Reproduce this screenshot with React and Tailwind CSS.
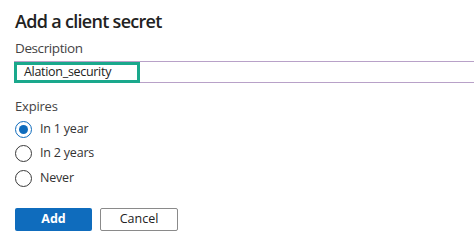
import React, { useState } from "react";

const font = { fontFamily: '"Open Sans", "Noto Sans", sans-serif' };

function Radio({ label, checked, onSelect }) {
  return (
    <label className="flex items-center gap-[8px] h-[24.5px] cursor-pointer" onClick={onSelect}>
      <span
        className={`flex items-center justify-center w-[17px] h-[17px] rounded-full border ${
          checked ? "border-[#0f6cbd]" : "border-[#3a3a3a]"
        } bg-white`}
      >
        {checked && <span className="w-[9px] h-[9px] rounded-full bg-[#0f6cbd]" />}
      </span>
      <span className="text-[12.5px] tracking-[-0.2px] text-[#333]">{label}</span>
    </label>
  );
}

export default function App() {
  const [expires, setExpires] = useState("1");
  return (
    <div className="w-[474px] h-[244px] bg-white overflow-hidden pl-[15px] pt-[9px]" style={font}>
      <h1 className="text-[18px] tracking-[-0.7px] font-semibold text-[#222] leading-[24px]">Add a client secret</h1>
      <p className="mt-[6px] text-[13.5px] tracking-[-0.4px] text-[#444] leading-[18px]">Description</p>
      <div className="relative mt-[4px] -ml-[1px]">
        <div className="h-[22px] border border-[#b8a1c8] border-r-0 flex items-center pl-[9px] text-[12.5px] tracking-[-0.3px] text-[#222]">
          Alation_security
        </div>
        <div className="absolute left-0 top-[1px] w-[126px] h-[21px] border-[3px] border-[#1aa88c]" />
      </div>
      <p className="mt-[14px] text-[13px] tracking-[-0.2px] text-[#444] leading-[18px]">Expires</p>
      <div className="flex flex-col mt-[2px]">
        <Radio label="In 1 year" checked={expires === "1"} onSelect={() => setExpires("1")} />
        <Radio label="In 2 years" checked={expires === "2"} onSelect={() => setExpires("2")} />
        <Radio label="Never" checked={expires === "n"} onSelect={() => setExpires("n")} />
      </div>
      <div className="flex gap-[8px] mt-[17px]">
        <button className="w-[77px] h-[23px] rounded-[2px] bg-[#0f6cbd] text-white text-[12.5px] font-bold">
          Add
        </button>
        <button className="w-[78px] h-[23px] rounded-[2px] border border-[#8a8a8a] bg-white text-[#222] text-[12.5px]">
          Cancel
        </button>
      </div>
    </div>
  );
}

· · ·

:: Problem statement ::
Write the listing out a second time exactly, dropping all images.

:: Exercise output ::
Reproduce this screenshot with React and Tailwind CSS.
import React, { useState } from "react";

const font = { fontFamily: '"Open Sans", "Noto Sans", sans-serif' };

function Radio({ label, checked, onSelect }) {
  return (
    <label className="flex items-center gap-[8px] h-[24.5px] cursor-pointer" onClick={onSelect}>
      <span
        className={`flex items-center justify-center w-[17px] h-[17px] rounded-full border ${
          checked ? "border-[#0f6cbd]" : "border-[#3a3a3a]"
        } bg-white`}
      >
        {checked && <span className="w-[9px] h-[9px] rounded-full bg-[#0f6cbd]" />}
      </span>
      <span className="text-[12.5px] tracking-[-0.2px] text-[#333]">{label}</span>
    </label>
  );
}

export default function App() {
  const [expires, setExpires] = useState("1");
  return (
    <div className="w-[474px] h-[244px] bg-white overflow-hidden pl-[15px] pt-[9px]" style={font}>
      <h1 className="text-[18px] tracking-[-0.7px] font-semibold text-[#222] leading-[24px]">Add a client secret</h1>
      <p className="mt-[6px] text-[13.5px] tracking-[-0.4px] text-[#444] leading-[18px]">Description</p>
      <div className="relative mt-[4px] -ml-[1px]">
        <div className="h-[22px] border border-[#b8a1c8] border-r-0 flex items-center pl-[9px] text-[12.5px] tracking-[-0.3px] text-[#222]">
          Alation_security
        </div>
        <div className="absolute left-0 top-[1px] w-[126px] h-[21px] border-[3px] border-[#1aa88c]" />
      </div>
      <p className="mt-[14px] text-[13px] tracking-[-0.2px] text-[#444] leading-[18px]">Expires</p>
      <div className="flex flex-col mt-[2px]">
        <Radio label="In 1 year" checked={expires === "1"} onSelect={() => setExpires("1")} />
        <Radio label="In 2 years" checked={expires === "2"} onSelect={() => setExpires("2")} />
        <Radio label="Never" checked={expires === "n"} onSelect={() => setExpires("n")} />
      </div>
      <div className="flex gap-[8px] mt-[17px]">
        <button className="w-[77px] h-[23px] rounded-[2px] bg-[#0f6cbd] text-white text-[12.5px] font-bold">
          Add
        </button>
        <button className="w-[78px] h-[23px] rounded-[2px] border border-[#8a8a8a] bg-white text-[#222] text-[12.5px]">
          Cancel
        </button>
      </div>
    </div>
  );
}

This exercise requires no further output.